• TASK INSTRUCTIONS: Locate the lines that hold the string "component". Copy every such line.
# start of SUPPLIED DATA
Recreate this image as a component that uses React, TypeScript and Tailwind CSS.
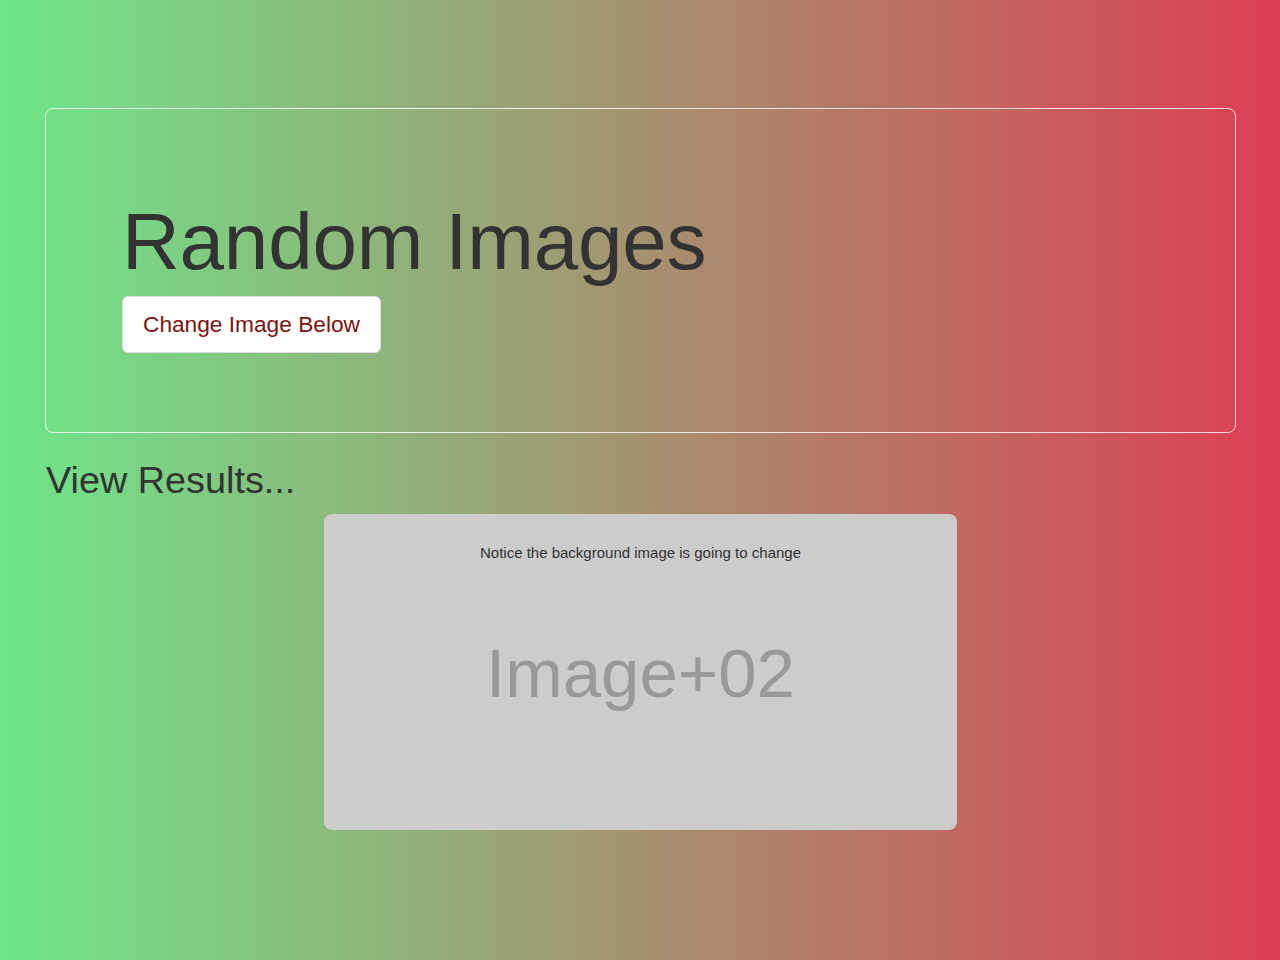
import React from "react";

export default function App() {
  return (
    <div
      className="min-h-[960px] w-full bg-[linear-gradient(to_right,#6ee68a,#dc3e55)] pl-[45px] pr-[44px] pt-[108px] text-[#333]"
      style={{ fontFamily: '"Liberation Sans", Arial, sans-serif' }}
    >
      <div className="rounded-[8px] border border-white/80 px-[76px] pt-[89px] pb-[79px]">
        <h1 className="text-[80px] leading-[88px] font-normal tracking-[-0.2px]">
          Random Images
        </h1>
        <button className="mt-[10px] h-[57px] rounded-[6px] border border-[#ddd] bg-white px-5 text-[22.7px] text-[#7f1111]">
          Change Image Below
        </button>
      </div>
      <h2 className="mt-[25px] ml-px text-[37.8px] leading-[44px] font-normal">
        View Results...
      </h2>
      <div className="mx-auto mt-[12px] flex h-[316px] w-[633px] flex-col items-center rounded-[8px] bg-[#cccccc] pt-[28px]">
        <p className="text-[15px] leading-[22.5px] text-[#333]">
          Notice the background image is going to change
        </p>
        <div className="mt-[74px] text-[69px] leading-[69px] text-[#999]">
          Image+02
        </div>
      </div>
    </div>
  );
}
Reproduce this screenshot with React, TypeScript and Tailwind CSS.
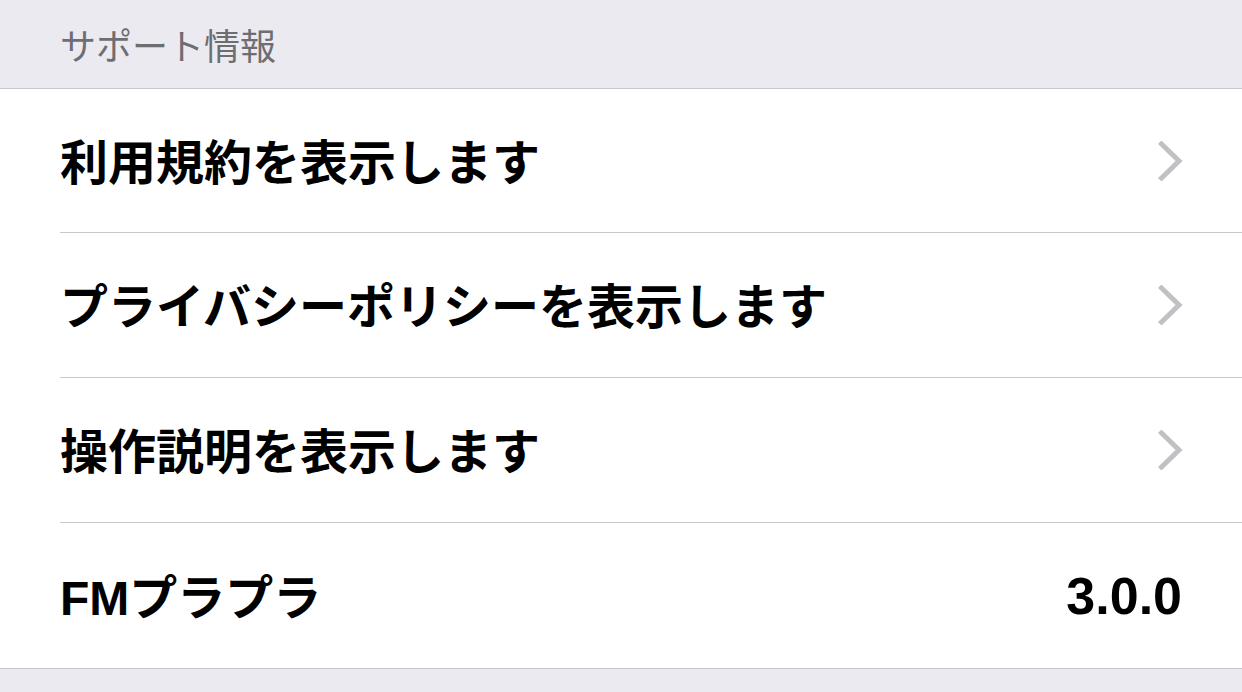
import React from 'react';

// Support info section of a settings list
const ITEMS = [
  { label: '利用規約を表示します', chevron: true },
  { label: 'プライバシーポリシーを表示します', chevron: true },
  { label: '操作説明を表示します', chevron: true },
  { label: 'FMプラプラ', value: '3.0.0' },
];

function Chevron() {
  return (
    <svg width="26" height="40" viewBox="0 0 26 40" fill="none" className="shrink-0">
      <path d="M3.5 3 L21 20 L3.5 37" stroke="#C0C0C5" strokeWidth="5" strokeLinecap="square" />
    </svg>
  );
}

function App() {
  return (
    <div
      className="min-h-screen bg-[#EBEAF0]"
      style={{ fontFamily: '"Liberation Sans", "Noto Sans CJK JP", sans-serif' }}
    >
      <div className="h-[89px] flex items-center pl-[60px] border-b border-[#C8C7CC]">
        <span className="text-[36px] text-[#6D6D72] leading-none" style={{ fontFamily: '"Noto Sans CJK JP", sans-serif' }}>
          サポート情報
        </span>
      </div>

      <div className="bg-white border-b border-[#C8C7CC]">
        {ITEMS.map((item, i) => {
          const last = i === ITEMS.length - 1;
          return (
            <div key={item.label} className="pl-[60px]">
              <div
                className={
                  last
                    ? 'h-[145px] flex items-center justify-between pr-[60px]'
                    : i === 0
                      ? 'h-[144px] flex items-center justify-between pr-[58px] border-b border-[#C8C7CC]'
                      : 'h-[145px] flex items-center justify-between pr-[58px] border-b border-[#C8C7CC]'
                }
              >
                <span className="mt-[6px] text-[48px] font-bold text-black leading-none">{item.label}</span>
                {item.chevron && <Chevron />}
                {item.value && (
                  <span className="text-[52px] font-bold text-black leading-none">{item.value}</span>
                )}
              </div>
            </div>
          );
        })}
      </div>
    </div>
  );
}

export default App;
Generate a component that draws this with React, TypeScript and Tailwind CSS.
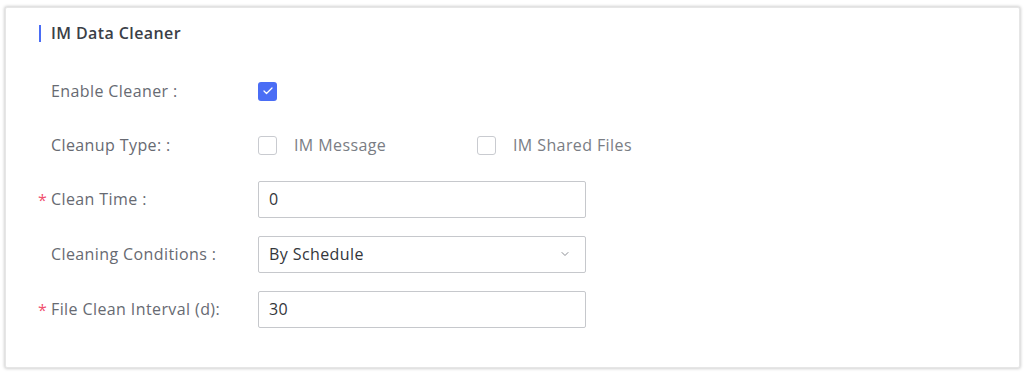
import { ChevronDown, Check } from 'lucide-react';

function Label({ text, required }: { text: string; required?: boolean }) {
  return (
    <div className="relative w-[207px] shrink-0 text-[16px] tracking-[0.4px] text-[#676a72]">
      {required && (
        <span className="absolute -left-[13px] top-[1px] text-[#f0506e]">*</span>
      )}
      {text}
    </div>
  );
}

function Box({ checked }: { checked?: boolean }) {
  return checked ? (
    <span className="flex h-[19px] w-[19px] items-center justify-center rounded-[3px] bg-[#4a6df5]">
      <Check className="h-3 w-3 text-white" strokeWidth={2.5} />
    </span>
  ) : (
    <span className="h-[19px] w-[19px] rounded-[3px] border border-[#c9cbd0] bg-white" />
  );
}

function Field({ value, select }: { value: string; select?: boolean }) {
  return (
    <div className="flex h-[37px] w-[328px] items-center justify-between rounded-[2px] border border-[#c6c8cc] bg-white pl-[10px] pr-[14px] text-[16px] tracking-[0.4px] text-[#33363b]">
      <span>{value}</span>
      {select && <ChevronDown className="h-3 w-3 text-[#8a8d93]" strokeWidth={2} />}
    </div>
  );
}

export default function App() {
  return (
    <div className="h-[374px] w-[1026px] bg-white pl-[5px] pr-[6px] pt-[7px] font-['Open_Sans',sans-serif]">
      <div className="h-[361px] rounded-[2px] border border-[#e6e6e6] bg-white shadow-[0_0_3px_1px_rgba(0,0,0,0.18)]">
        <div className="flex items-center pl-[33px] pt-[13px]">
          <span className="h-[17px] w-[2px] bg-[#4a6df5]" />
          <span className="ml-[10px] text-[16px] font-semibold tracking-[0.4px] text-[#3b3f47]">IM Data Cleaner</span>
        </div>
        <div className="flex flex-col pl-[45px] pt-[19px]">
          <div className="flex h-[54px] items-center">
            <Label text="Enable Cleaner :" />
            <Box checked />
          </div>
          <div className="flex h-[54px] items-center">
            <Label text="Cleanup Type: :" />
            <div className="flex items-center">
              <Box />
              <span className="ml-[17px] w-[183px] text-[16px] tracking-[0.4px] text-[#7a7d84]">IM Message</span>
              <Box />
              <span className="ml-[17px] text-[16px] tracking-[0.4px] text-[#7a7d84]">IM Shared Files</span>
            </div>
          </div>
          <div className="flex h-[54px] items-center">
            <Label text="Clean Time :" required />
            <Field value="0" />
          </div>
          <div className="flex h-[56px] items-center">
            <Label text="Cleaning Conditions :" />
            <Field value="By Schedule" select />
          </div>
          <div className="flex h-[54px] items-center">
            <Label text="File Clean Interval (d):" required />
            <Field value="30" />
          </div>
        </div>
      </div>
    </div>
  );
}
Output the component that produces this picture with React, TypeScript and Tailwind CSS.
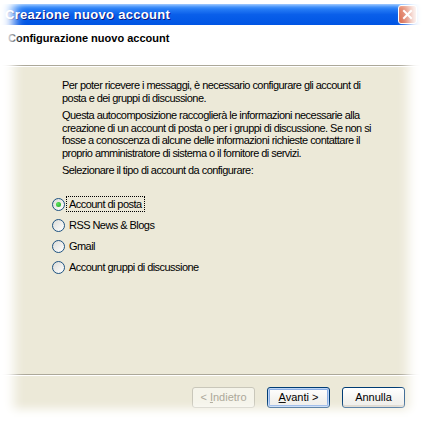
import { useState } from "react";

const options = [
  "Account di posta",
  "RSS News & Blogs",
  "Gmail",
  "Account gruppi di discussione",
];

function Radio({ checked }: { checked: boolean }) {
  return (
    <span className="relative flex h-[13px] w-[13px] shrink-0 items-center justify-center rounded-full border border-[#1c5180] bg-gradient-to-br from-[#dcdcd7] to-white">
      {checked && (
        <span className="h-[5px] w-[5px] rounded-full bg-[radial-gradient(circle_at_35%_35%,#5de45d,#21a121)]" />
      )}
    </span>
  );
}

function XpButton({
  children,
  disabled,
  primary,
}: {
  children: React.ReactNode;
  disabled?: boolean;
  primary?: boolean;
}) {
  if (disabled) {
    return (
      <button className="h-[21px] w-[63px] rounded-[3px] border border-[#c9c7ba] bg-[#f5f4ea] text-[11px] text-[#aca899]">
        {children}
      </button>
    );
  }
  return (
    <button
      className={
        primary
          ? "h-[21px] w-[63px] rounded-[3px] border border-[#003c74] bg-gradient-to-b from-white to-[#ecebe6] text-[11px] text-black shadow-[inset_0_0_0_1px_#bcd4f6,inset_0_0_0_2px_#89ade4]"
          : "h-[21px] w-[63px] rounded-[3px] border border-[#003c74] bg-gradient-to-b from-white to-[#ecebe6] text-[11px] text-black shadow-[inset_0_-2px_0_#d6d0c5]"
      }
    >
      {children}
    </button>
  );
}

export default function App() {
  const [selected, setSelected] = useState(0);

  return (
    <div
      className="relative h-[421px] w-[422px] overflow-hidden bg-white"
      style={{ fontFamily: '"Liberation Sans", Arial, sans-serif' }}
    >
      <div className="flex h-full flex-col pt-[4px]">
        {/* title bar */}
        <div className="flex h-[21px] items-center justify-between bg-gradient-to-b from-[#3d95ff] via-[#0a5fea] to-[#0054e3] pl-[5px] pr-[5px]">
          <span className="text-[13px] font-bold leading-none tracking-[0.3px] text-white [text-shadow:1px_1px_#0a1883]">
            Creazione nuovo account
          </span>
          <span className="flex h-[19px] w-[19px] items-center justify-center rounded-[3px] border border-white bg-gradient-to-br from-[#e8876a] to-[#c8452a]">
            <svg width="11" height="11" viewBox="0 0 11 11">
              <path d="M2 2 L9 9 M9 2 L2 9" stroke="white" strokeWidth="2" strokeLinecap="square" />
            </svg>
          </span>
        </div>

        {/* header */}
        <div className="h-[40px] bg-white pl-[8px] pt-[7px]">
          <p className="text-[11px] font-bold leading-[13px] text-black">Configurazione nuovo account</p>
        </div>
        <div className="h-[1px] bg-[#aca899]" />
        <div className="h-[1px] bg-white" />

        {/* body */}
        <div className="flex-1 whitespace-nowrap bg-[#ece9d8] pl-[62px] pt-[12px] text-[11px] leading-[12.5px] tracking-[-0.55px] text-black">
          <p>
            Per poter ricevere i messaggi, è necessario configurare gli account di
            <br />
            posta e dei gruppi di discussione.
          </p>
          <p className="mt-[5px]">
            Questa autocomposizione raccoglierà le informazioni necessarie alla
            <br />
            creazione di un account di posta o per i gruppi di discussione. Se non si
            <br />
            fosse a conoscenza di alcune delle informazioni richieste contattare il
            <br />
            proprio amministratore di sistema o il fornitore di servizi.
          </p>
          <p className="mt-[5px]">Selezionare il tipo di account da configurare:</p>

          <div className="-ml-[10px] mt-[17px] flex flex-col">
            {options.map((opt, i) => (
              <label
                key={opt}
                className="flex h-[21px] cursor-default items-center gap-[1px]"
                onClick={() => setSelected(i)}
              >
                <Radio checked={selected === i} />
                <span
                  className={
                    selected === i
                      ? "border border-dotted border-black px-[2px] leading-[14px]"
                      : "border border-transparent px-[2px] leading-[14px]"
                  }
                >
                  {opt}
                </span>
              </label>
            ))}
          </div>
        </div>

        {/* footer */}
        <div className="h-[1px] bg-[#aca899]" />
        <div className="h-[1px] bg-white" />
        <div className="flex h-[45px] justify-end gap-[12px] bg-[#ece9d8] pr-[17px] pt-[11px]">
          <XpButton disabled>
            &lt; <span className="underline">I</span>ndietro
          </XpButton>
          <XpButton primary>
            <span className="underline">A</span>vanti &gt;
          </XpButton>
          <XpButton>Annulla</XpButton>
        </div>
      </div>

      {/* soft white fade around the edges of the cropped screenshot */}
      <div className="pointer-events-none absolute inset-0 shadow-[inset_20px_0_12px_-6px_white,inset_-20px_0_12px_-6px_white,inset_0_6px_5px_-2px_white,inset_0_-16px_10px_-4px_white]" />
    </div>
  );
}
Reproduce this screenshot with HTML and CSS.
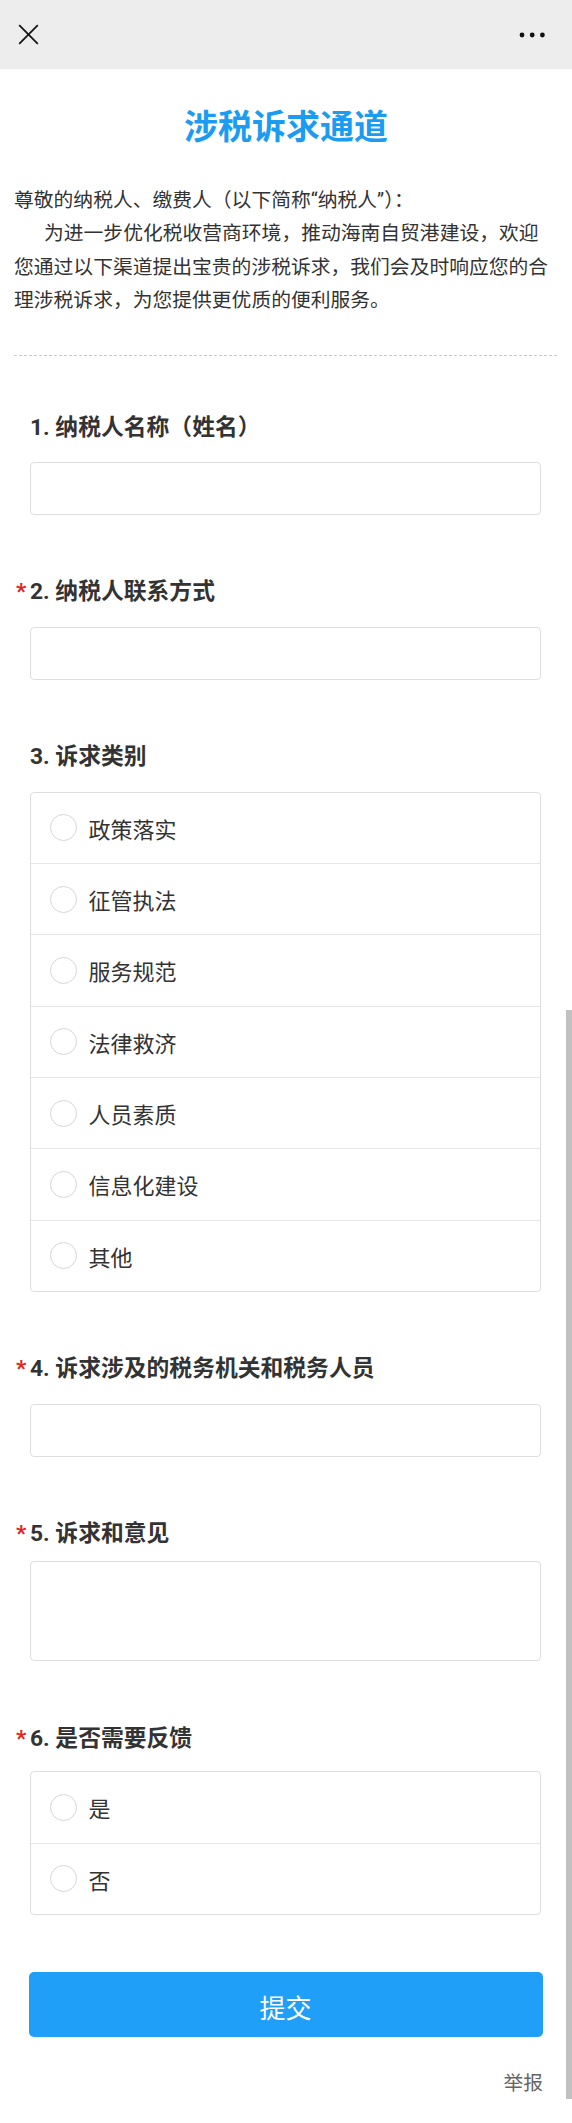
FILE: index.html
```html
<!DOCTYPE html>
<html lang="zh-CN">
<head>
<meta charset="utf-8">
<title>涉税诉求通道</title>
<link rel="stylesheet" href="styles.css">
</head>
<body>
<header class="topbar">
  <svg class="icon-close" width="21" height="21" viewBox="0 0 21 21" aria-hidden="true"><path d="M1.2 1.2 L19.8 19.8 M19.8 1.2 L1.2 19.8" stroke="#161616" stroke-width="1.8" fill="none"/></svg>
  <svg class="icon-more" width="26" height="6" viewBox="0 0 26 6" aria-hidden="true"><circle cx="3" cy="3" r="2.4"/><circle cx="13.2" cy="3" r="2.4"/><circle cx="23.4" cy="3" r="2.4"/></svg>
</header>
<main class="page">
  <h1 class="title">涉税诉求通道</h1>
  <div class="intro">
    <p>尊敬的纳税人、缴费人（以下简称“纳税人”）：</p>
    <p class="indent">为进一步优化税收营商环境，推动海南自贸港建设，欢迎您通过以下渠道提出宝贵的涉税诉求，我们会及时响应您的合理涉税诉求，为您提供更优质的便利服务。</p>
  </div>
  <div class="divider"></div>
  <form class="form">
    <div class="question">
      <div class="q-label"><span class="star"></span><span>1. 纳税人名称（姓名）</span></div>
      <input class="field" type="text">
    </div>
    <div class="question">
      <div class="q-label"><span class="star">*</span><span>2. 纳税人联系方式</span></div>
      <input class="field" type="text">
    </div>
    <div class="question">
      <div class="q-label"><span class="star"></span><span>3. 诉求类别</span></div>
      <div class="options">
        <label class="option"><input class="radio" type="radio" name="q3"><span>政策落实</span></label>
        <label class="option"><input class="radio" type="radio" name="q3"><span>征管执法</span></label>
        <label class="option"><input class="radio" type="radio" name="q3"><span>服务规范</span></label>
        <label class="option"><input class="radio" type="radio" name="q3"><span>法律救济</span></label>
        <label class="option"><input class="radio" type="radio" name="q3"><span>人员素质</span></label>
        <label class="option"><input class="radio" type="radio" name="q3"><span>信息化建设</span></label>
        <label class="option"><input class="radio" type="radio" name="q3"><span>其他</span></label>
      </div>
    </div>
    <div class="question">
      <div class="q-label"><span class="star">*</span><span>4. 诉求涉及的税务机关和税务人员</span></div>
      <input class="field" type="text">
    </div>
    <div class="question">
      <div class="q-label"><span class="star">*</span><span>5. 诉求和意见</span></div>
      <textarea class="field field-area"></textarea>
    </div>
    <div class="question">
      <div class="q-label"><span class="star">*</span><span>6. 是否需要反馈</span></div>
      <div class="options options-tight">
        <label class="option"><input class="radio" type="radio" name="q6"><span>是</span></label>
        <label class="option"><input class="radio" type="radio" name="q6"><span>否</span></label>
      </div>
    </div>
    <button class="submit" type="button">提交</button>
    <div class="report">举报</div>
  </form>
</main>
<div class="scrollbar"></div>
</body>
</html>
```

FILE: styles.css
```css
html, body {
  margin: 0;
  padding: 0;
  background: #fff;
}

body {
  position: relative;
  font-family: Roboto, "Noto Sans CJK SC", sans-serif;
  color: #333;
}

.topbar {
  height: 69px;
  box-sizing: border-box;
  background: #ededed;
  display: flex;
  align-items: center;
  justify-content: space-between;
  padding: 0 26.7px 0 18px;
}

.icon-close, .icon-more {
  display: block;
}

.icon-more circle {
  fill: #111;
}

.title {
  margin: 36.3px 0 0;
  font-size: 34px;
  line-height: 44px;
  font-weight: 700;
  color: #1c9cf0;
  text-align: center;
}

.intro {
  margin: 34.7px 15px 0 14px;
  font-size: 19.8px;
  line-height: 33.5px;
  color: #333;
}

.intro p {
  margin: 0;
}

.indent {
  text-indent: 30px;
}

.divider {
  margin: 37px 15px 0 14px;
  height: 1px;
  background: repeating-linear-gradient(90deg, #c9c9c9 0 3px, transparent 3px 5px);
}

.form {
  margin: 56.6px 0 0;
  padding: 0 31px 0 30px;
}

.question + .question {
  margin-top: 62.5px;
}

.q-label {
  display: flex;
  margin-left: -14px;
  font-size: 22.8px;
  line-height: 30px;
  font-weight: 700;
  color: #333;
}

.star {
  flex: none;
  width: 14px;
  color: #e42323;
}

.field {
  display: block;
  width: 100%;
  height: 53px;
  box-sizing: border-box;
  margin: 19.4px 0 0;
  padding: 0 12px;
  border: 1px solid #dedede;
  border-radius: 4px;
  background: #fff;
  font: inherit;
  font-size: 20px;
  outline: none;
}

.field-area {
  height: 100.5px;
  margin-top: 11.3px;
  resize: none;
}

.options {
  margin-top: 19.4px;
  border: 1px solid #dedede;
  border-radius: 4px;
}

.options-tight {
  margin-top: 17.8px;
}

.option {
  display: flex;
  align-items: center;
  gap: 12px;
  height: 70.3px;
  box-sizing: content-box;
  padding-left: 18.5px;
  font-size: 22px;
  color: #333;
  border-top: 1px solid #e6e6e6;
}

.option:first-child {
  border-top: none;
}

.radio {
  appearance: none;
  -webkit-appearance: none;
  flex: none;
  width: 27px;
  height: 27px;
  margin: 0;
  border: 1px solid #d6d6d6;
  border-radius: 50%;
  background: #fff;
}

.submit {
  display: block;
  width: calc(100% + 3.2px);
  height: 65.3px;
  margin: 56.7px -1.7px 0 -1.5px;
  padding: 4px 0 0;
  border: none;
  border-radius: 5px;
  background: #1f9ff8;
  color: #fff;
  font-family: Roboto, "Noto Sans CJK SC", sans-serif;
  font-size: 26px;
}

.report {
  margin: 31.7px -2px 0 0;
  text-align: right;
  font-size: 19.8px;
  line-height: 30px;
  color: #666;
}

.scrollbar {
  position: absolute;
  top: 1010px;
  left: 566px;
  width: 6px;
  height: 1107px;
  background: #c1c1c1;
}
```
# end of SUPPLIED DATA
• WORKED SOLUTION:
Recreate this image as a component that uses React, TypeScript and Tailwind CSS.
Generate a component that draws this with React, TypeScript and Tailwind CSS.
Output the component that produces this picture with React, TypeScript and Tailwind CSS.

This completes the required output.